After this last episode, the government imposed a news blackout amid concerns that the reports could encourage copycat attacks.

In a culture with a very mild sense of metaphysics, with humanlike ghosts but few gods, children are viewed as the true link to the future and the cosmos, and brought up to think that through them the spirit of their parents, grandparents and ancestors continues to be embodied. In antiquity, the worst punishment was the extermination of an entire family line and the end of all those who had the same surname. It signified not only the physical demise of the guilty, but also his condemnation to eternal death and to the lowest circle of hell.

Today, popular deep feelings are the same, and moreover in most families, due to the one-child policy, an only child becomes the concentration of affections and hopes for an entire household.

The authorities do not provide psychological profiles of the assassins. Some Chinese commentators spoke of a lack of social safety valves - people who feel wronged have sometimes resorted to suicide and murder. Some suspect a conspiracy. There were 12 attacks - successful or foiled - in 50 days, an average of one every four days, conducted by middle-aged men with crude weapons against small children.

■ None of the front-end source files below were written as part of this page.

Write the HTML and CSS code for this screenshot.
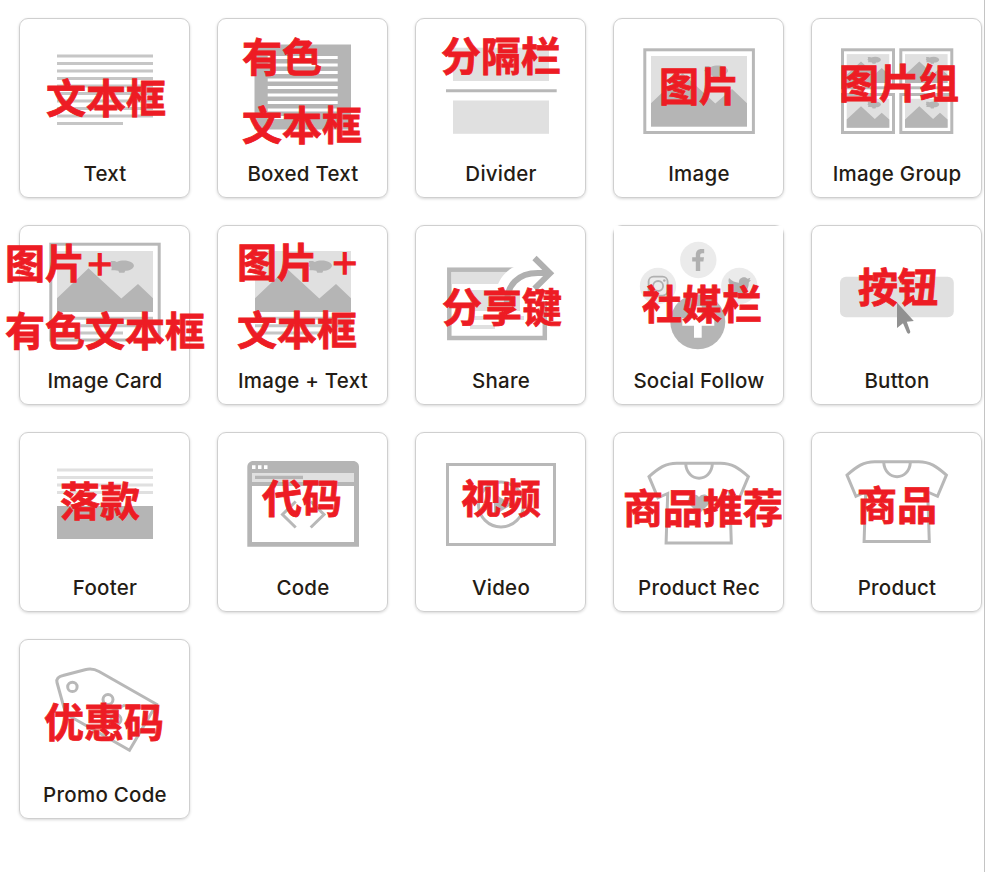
FILE: index.html
```
<!DOCTYPE html>
<html lang="en">
<head>
    <meta charset="UTF-8">
    <meta name="viewport" content="width=device-width, initial-scale=1.0">
    <title>Content Blocks</title>
    <link rel="stylesheet" href="styles.css">
</head>
<body>
    <!-- Shared shapes -->
    <svg class="defs" width="0" height="0">
        <defs>
            <g id="blimp">
                <path d="M-11.5 -4.8 H-7.5 L-5.5 -3.8 C-1 -5.6 5 -5.6 9 -3.5 C12.5 -1.5 12.5 1.5 9 3.5 C7 4.6 5 5 3 5 L2 7 L-3 7 L-4 5 L-7.5 4.5 L-11 4.5 L-10.5 1.5 L-12 0 L-11 -1.5 Z"/>
            </g>
            <g id="photo">
                <rect class="light" x="0" y="0" width="96" height="61"/>
                <path class="dark" d="M0 47.3 L31.5 17.3 L64.3 47.5 L81 33 L96 47.3 V61 H0 Z"/>
                <use class="dark" href="#blimp" x="65.3" y="14.7"/>
            </g>
            <g id="thumb">
                <rect class="line" x="1.5" y="1.5" width="51" height="38"/>
                <rect class="light" x="5.7" y="5.8" width="42.6" height="29"/>
                <path class="dark" d="M5.7 26.5 L20 13.3 L33.8 26 L40.7 19.7 L48.3 26.5 V34.8 H5.7 Z"/>
                <use class="dark" href="#blimp" transform="translate(33.3 11.4) scale(.57)"/>
            </g>
            <g id="shirt" class="line">
                <path d="M36.3 44.7 C46 36 53 31.2 64 31.2 H108 C119 31.2 126 36 135.7 44.7 L126.8 65.8 L117 61.5 L118.6 111 H53.4 L55 61.5 L45.2 65.8 Z"/>
                <path d="M73 31.5 C74 51 98.7 51 99.7 31.5"/>
            </g>
        </defs>
    </svg>

    <div class="panel">
        <div class="card">
            <svg class="icon" viewBox="1 1 169 139">
                <path class="text-line" d="M38 38H134M38 45.5H134M38 53H134M38 60.5H134M38 68H134M38 75.5H134M38 83H134M38 90.5H134M38 98H134M38 105.4H104"/>
            </svg>
            <div class="label">Text</div>
            <div class="note note-text">文本框</div>
        </div>

        <div class="card">
            <svg class="icon" viewBox="1 1 169 139">
                <rect class="dark" x="37.5" y="26.5" width="96.5" height="85"/>
                <path class="white-line" d="M50.7 39.5H120.7M50.7 47H120.7M50.7 54.5H120.7M50.7 62H120.7M50.7 69.5H120.7M50.7 77H120.7M50.7 84.5H120.7M50.7 92H120.7M50.7 99.5H98"/>
            </svg>
            <div class="label">Boxed Text</div>
            <div class="note note-boxed">有色<br>文本框</div>
        </div>

        <div class="card">
            <svg class="icon" viewBox="1 1 169 139">
                <rect class="light" x="38" y="29.7" width="96" height="33.3"/>
                <path class="line" d="M31 72.8H141.7"/>
                <rect class="light" x="38" y="82.5" width="96" height="33.3"/>
            </svg>
            <div class="label">Divider</div>
            <div class="note note-divider">分隔栏</div>
        </div>

        <div class="card">
            <svg class="icon" viewBox="1 1 169 139">
                <rect class="line" x="31.8" y="31.8" width="108.6" height="82.7"/>
                <use href="#photo" x="38" y="38"/>
                <rect class="dark" x="38" y="98" width="96" height="10.7"/>
            </svg>
            <div class="label">Image</div>
            <div class="note note-image">图片</div>
        </div>

        <div class="card">
            <svg class="icon" viewBox="1 1 169 139">
                <use href="#thumb" x="30" y="30.3"/>
                <use href="#thumb" x="88.3" y="30.3"/>
                <use href="#thumb" x="30" y="75"/>
                <use href="#thumb" x="88.3" y="75"/>
            </svg>
            <div class="label">Image Group</div>
            <div class="note note-group">图片组</div>
        </div>

        <div class="card">
            <svg class="icon" viewBox="1 1 169 139">
                <rect class="line" x="31.8" y="19.2" width="108.4" height="95.8"/>
                <use href="#photo" x="38" y="26"/>
                <path class="text-line" d="M38 93.3H134M38 100.7H134M38 108H104"/>
            </svg>
            <div class="label">Image Card</div>
            <div class="note note-card">图片<span class="plus">+</span><br>有色文本框</div>
        </div>

        <div class="card">
            <svg class="icon" viewBox="1 1 169 139">
                <use href="#photo" x="38" y="26"/>
                <path class="text-line" d="M38 93.3H134M38 100.7H134M38 108H104"/>
            </svg>
            <div class="label">Image + Text</div>
            <div class="note note-image-text">图片 <span class="plus">+</span><br>文本框</div>
        </div>

        <div class="card">
            <svg class="icon" viewBox="1 1 169 139">
                <rect class="line frame" x="34.3" y="44.7" width="95.5" height="68.3"/>
                <rect class="light" x="36.5" y="47" width="60" height="12"/>
                <path class="white" d="M82 64C83 55 91 45 101 41H136V76H104V64Z"/>
                <path class="light" d="M55 65H105V86H55ZM55 91H109V95H55ZM55 100H80V104H55Z"/>
                <path class="arrow" d="M91.7 79C91.7 60 103 48 123 48H135M119.5 33L135 48.3L119.5 63.6"/>
            </svg>
            <div class="label">Share</div>
            <div class="note note-share">分享键</div>
        </div>

        <div class="card card-social">
            <svg class="icon" viewBox="1 1 169 139">
                <circle class="bubble" cx="85.3" cy="35" r="18.2"/>
                <circle class="bubble" cx="45" cy="61" r="18.2"/>
                <circle class="bubble" cx="126.3" cy="61" r="18.2"/>
                <circle class="dark" cx="84.8" cy="96.8" r="27.5"/>
                <path class="white" d="M81 81.3H88.7V93.2H101.3V100.7H88.7V112.7H81V100.7H69.3V93.2H81Z"/>
                <path class="glyph" d="M82.8 46V36.5H79.2V32.3H82.8V30C82.8 26 85 24 88.5 24H91.2V28.2H89.2C88 28.2 87.2 29 87.2 30.2V32.3H91L90.4 36.5H87.2V46Z"/>
                <rect class="glyph-line" x="35.6" y="51.6" width="19" height="19" rx="5"/>
                <circle class="glyph-line" cx="45.1" cy="61" r="5"/>
                <circle class="glyph" cx="51.3" cy="55.5" r="1.3"/>
                <path class="glyph" d="M116 53C119 56 122 57.5 126 57.7C125.5 54.5 128 52.2 131 52.2C132.5 52.2 133.7 52.8 134.6 53.7L137.5 52.7L136.3 55.2L138 55L135.8 57.5C136 66 129.5 71.5 122 71.5C119.5 71.5 117 70.8 115 69.5C117.5 69.7 119.5 69 121 67.7C119 67.4 117.5 66 117 64.3H119C117 63.5 115.6 61.8 115.6 59.6L117.5 60C115.5 58.5 115 55.5 116 53Z"/>
            </svg>
            <div class="label">Social Follow</div>
            <div class="note note-social">社媒栏</div>
        </div>

        <div class="card">
            <svg class="icon" viewBox="1 1 169 139">
                <rect class="light" x="29" y="51.8" width="113.8" height="40.4" rx="6"/>
                <path class="cursor" d="M86 77.5L102.8 96L95.8 96.7L99.2 106.2C99.8 108.6 96.9 109.6 96 107.6L92 98.3L86 103Z"/>
            </svg>
            <div class="label">Button</div>
            <div class="note note-button">按钮</div>
        </div>

        <div class="card">
            <svg class="icon" viewBox="1 1 169 139">
                <path class="light-line" d="M38 38H134M38 45.5H134M38 53H134M38 60.5H134"/>
                <rect class="dark" x="38" y="74" width="96" height="33"/>
            </svg>
            <div class="label">Footer</div>
            <div class="note note-footer">落款</div>
        </div>

        <div class="card">
            <svg class="icon" viewBox="1 1 169 139">
                <path class="dark" d="M30.3 35C30.3 31.5 32.8 29 36.3 29H136C139.5 29 142 31.5 142 35V114.8H30.3Z"/>
                <rect class="light" x="35" y="41" width="102" height="9"/>
                <rect class="white" x="35" y="54" width="102" height="56"/>
                <path class="white" d="M35 33.2H38.5V37H35ZM41 33.2H44.5V37H41ZM47 33.2H50.5V37H47Z"/>
                <path class="dark" d="M38 43.8H86V47H38Z"/>
                <path class="line" d="M78.7 69.5L65.5 82.5L78.7 95.5M93.7 69.5L107 82.5L93.7 95.5"/>
            </svg>
            <div class="label">Code</div>
            <div class="note note-code">代码</div>
        </div>

        <div class="card">
            <svg class="icon" viewBox="1 1 169 139">
                <rect class="line" x="32.5" y="32.5" width="107" height="80"/>
                <circle class="line" cx="86" cy="72.5" r="22.5"/>
                <path class="dark" d="M79 61.5L97 72.5L79 83.5Z"/>
            </svg>
            <div class="label">Video</div>
            <div class="note note-video">视频</div>
        </div>

        <div class="card">
            <svg class="icon" viewBox="1 1 169 139">
                <use href="#shirt" x="-.3"/>
                <path class="dark" d="M86 82L77 73C71.5 66 80 58.5 86 65C92 58.5 100.5 66 95 73Z"/>
            </svg>
            <div class="label">Product Rec</div>
            <div class="note note-rec">商品推荐</div>
        </div>

        <div class="card">
            <svg class="icon" viewBox="1 1 169 139">
                <use href="#shirt" x="-.3" y="-1.5"/>
            </svg>
            <div class="label">Product</div>
            <div class="note note-product">商品</div>
        </div>

        <div class="card">
            <svg class="icon" viewBox="1 1 169 139">
                <path class="line" d="M44 36.5L66 30.8C71.5 29.3 76 30.3 80 32.5L137.5 65.3L110.5 111.3L53 78.5C48.5 76 46 72.5 44.8 68L38 43.5C37 40 39.5 37.5 44 36.5Z"/>
                <circle class="line" cx="53.4" cy="47.9" r="4.7"/>
                <circle class="line" cx="89" cy="60.5" r="5"/>
                <circle class="line" cx="97" cy="80.5" r="5"/>
                <path class="line" d="M106 66L82 77"/>
            </svg>
            <div class="label">Promo Code</div>
            <div class="note note-promo">优惠码</div>
        </div>
    </div>
</body>
</html>
```
FILE: styles.css
```
* {
    box-sizing: border-box;
}

body {
    margin: 0;
    background-color: #fff;
    font-family: Inter, "Noto Sans CJK SC", sans-serif;
}

.defs {
    display: block;
}

.panel {
    display: grid;
    grid-template-columns: repeat(5, 171px);
    grid-auto-rows: 180px;
    gap: 27px;
    width: 985px;
    height: 872px;
    padding: 18px 0 0 19px;
    border-right: 1px solid #c4c4c4;
    overflow: hidden;
}

.card {
    position: relative;
    display: flex;
    flex-direction: column;
    border: 1px solid #cfcfcf;
    border-radius: 9px;
    box-shadow: 0 1px 3px rgba(0, 0, 0, 0.16);
}

.icon {
    display: block;
    width: 169px;
    height: 139px;
}

/* square corners of the artwork cover the rounded border */
.card-social .icon {
    background-color: #fff;
}

.label {
    line-height: 32px;
    padding-left: 1px;
    font-size: 20.5px;
    font-weight: 500;
    letter-spacing: 0.25px;
    text-align: center;
    white-space: nowrap;
    color: #241c15;
}

/* Icon parts */
.dark {
    fill: #b5b5b5;
}

.light {
    fill: #e0e0e0;
}

.white {
    fill: #fff;
}

.line {
    fill: none;
    stroke: #b8b8b8;
    stroke-width: 3;
}

.frame {
    stroke-width: 4.5;
}

.text-line {
    stroke: #c6c6c6;
    stroke-width: 3;
}

.light-line {
    stroke: #e0e0e0;
    stroke-width: 3;
}

.white-line {
    stroke: #fff;
    stroke-width: 3.2;
}

.arrow {
    fill: none;
    stroke: #b0b0b0;
    stroke-width: 6;
}

.bubble {
    fill: #ebebeb;
}

.glyph {
    fill: #b0b0b0;
}

.glyph-line {
    fill: none;
    stroke: #b0b0b0;
    stroke-width: 1.8;
}

.cursor {
    fill: #919191;
}

/* Red translations written over the cards */
.note {
    position: absolute;
    z-index: 1;
    font-family: "Noto Sans CJK SC", sans-serif;
    font-size: 40px;
    font-weight: 700;
    line-height: 68px;
    white-space: nowrap;
    color: #ed1c24;
    -webkit-text-stroke: 0.8px #ed1c24;
}

.plus {
    margin-left: 1px;
    font-family: "DejaVu Sans", sans-serif;
    font-size: 33px;
    font-weight: 400;
    line-height: 0;
    vertical-align: 3px;
    -webkit-text-stroke: 1.4px #ed1c24;
}

.note-image-text .plus {
    margin-left: 5px;
}

.note-text { left: 26px; top: 43px; }
.note-boxed { left: 24px; top: 2px; }
.note-divider { left: 25px; top: 1px; }
.note-image { left: 45px; top: 31px; }
.note-group { left: 27px; top: 28px; }
.note-card { left: -15px; top: 1px; }
.note-image-text { left: 19px; top: 0; }
.note-share { left: 26px; top: 45px; }
.note-social { left: 28px; top: 42px; }
.note-button { left: 46px; top: 25px; }
.note-footer { left: 40px; top: 32px; }
.note-code { left: 44px; top: 29px; }
.note-video { left: 45px; top: 29px; }
.note-rec { left: 9px; top: 39px; }
.note-product { left: 45px; top: 36px; }
.note-promo { left: 24px; top: 46px; }
```
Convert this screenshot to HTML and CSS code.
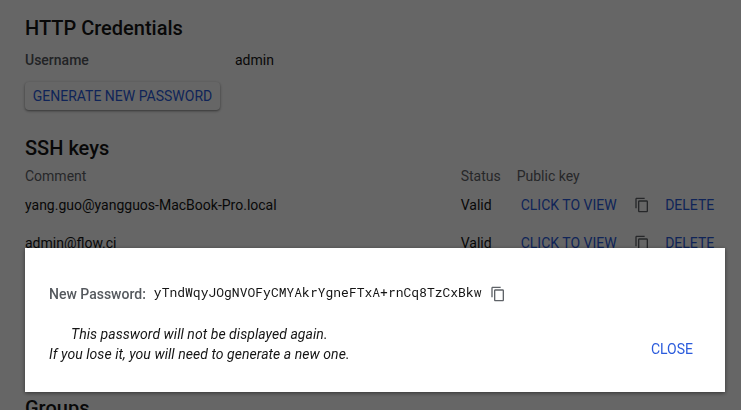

In other countries, similar attacks were by students taking revenge with firearms against fellow students. The Chinese episodes are much more serious: it takes special gall to kill at close range with a knife, and something even more extraordinarily demonic to use the knife to bathe oneself in the blood of defenseless toddlers.

Newspapers in recent weeks have reported an increase in mental disorders among China's population, with 17% of people suffering varying degrees of clinical depression, and an increasing number turning to the care of psychiatrists. These numbers are probably too low if one considers the radical changes and dramatic events in China in the past 20 years.

It is as if 200 years of Western history and development were crammed in a few years in China and forced over a billion people to change their lifestyles rapidly and radically. Future changes could be greater and more dramatic as the transformation gains momentum.

Many people are searching for answers in religion. And many move from official churches, with many practitioners and few pastors, to semi-underground house churches where one pastor can keep a closer watch on his smaller flock, and people feel cared about rather than abandoned.

Most Chinese intellectuals, traditionally the most sensitive part of society, feel unhappy. Their material life has dramatically improved in the past 20 years: they live in better housing, eat better food, can afford to travel and have greater freedom of expression. Still, many feel tormented. Some blame the lack of democracy, others fault the nation for showing weakness internationally, and others can't stand the new social differences.

These issues may all exist, but in all these fields there were dramatic improvements over the past 20 years, a reason to rejoice and trust in the future - not be unhappy. Could it be that there is also something deeper and more personal in this unhappiness? Does it have anything to do with coping with the dramatic earth-shattering changes of these years?

Many people simply cannot take it, and they burst. Until a month ago, these explosions were virtually all private, but by the end of March some decided to hit where it hurt most - at the future of China, at children who grow up in this whirlwind changing world. It is difficult for the news blackout to eliminate the risk of "contagion" of this madness.

Schools today are increasing security systems, the police have prepared special units to cope with attackers, and perhaps in a short time this wave of killings will subside. Yet the malaise in the soul of the Chinese will remain and possibly deepen. They are making enormous strides toward a future the world says is theirs. But apparently some of them are afraid of this future and want to destroy it by killing children.

Note
1. Xuyang Jingjing Cops foil seven schools attacks Global Times May 13, 2010.

Francesco Sisci is the Asia Editor of La Stampa.